All of lore.kernel.org
 help / color / mirror / Atom feed
From: longli@linuxonhyperv.com
To: Ingo Molnar <mingo@redhat.com>,
	Peter Zijlstra <peterz@infradead.org>,
	Keith Busch <keith.busch@intel.com>, Jens Axboe <axboe@fb.com>,
	Christoph Hellwig <hch@lst.de>, Sagi Grimberg <sagi@grimberg.me>,
	linux-nvme@lists.infradead.org, linux-kernel@vger.kernel.org
Cc: Long Li <longli@microsoft.com>
Subject: [PATCH 3/3] nvme: complete request in work queue on CPU with flooded interrupts
Date: Mon, 19 Aug 2019 23:14:29 -0700	[thread overview]
Message-ID: <1566281669-48212-4-git-send-email-longli@linuxonhyperv.com> (raw)
In-Reply-To: <1566281669-48212-1-git-send-email-longli@linuxonhyperv.com>

From: Long Li <longli@microsoft.com>

When a NVMe hardware queue is mapped to several CPU queues, it is possible
that the CPU this hardware queue is bound to is flooded by returning I/O for
other CPUs.

For example, consider the following scenario:
1. CPU 0, 1, 2 and 3 share the same hardware queue
2. the hardware queue interrupts CPU 0 for I/O response
3. processes from CPU 1, 2 and 3 keep sending I/Os

CPU 0 may be flooded with interrupts from NVMe device that are I/O responses
for CPU 1, 2 and 3. Under heavy I/O load, it is possible that CPU 0 spends
all the time serving NVMe and other system interrupts, but doesn't have a
chance to run in process context.

To fix this, CPU 0 can schedule a work to complete the I/O request when it
detects the scheduler is not making progress. This serves multiple purposes:

1. This CPU has to be scheduled to complete the request. The other CPUs can't
issue more I/Os until some previous I/Os are completed.
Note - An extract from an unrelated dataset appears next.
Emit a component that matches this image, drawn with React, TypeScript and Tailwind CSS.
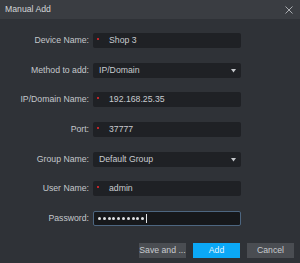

This helps this CPU
get out of NVMe interrupts.

2. This acts a throttling mechanisum for NVMe devices, in that it can not
starve a CPU while servicing I/Os from other CPUs.

3. This CPU can make progress on RCU and other work items on its queue.

Signed-off-by: Long Li <longli@microsoft.com>
---
 drivers/nvme/host/core.c | 57 +++++++++++++++++++++++++++++++++++++++-
 drivers/nvme/host/nvme.h |  1 +
 2 files changed, 57 insertions(+), 1 deletion(-)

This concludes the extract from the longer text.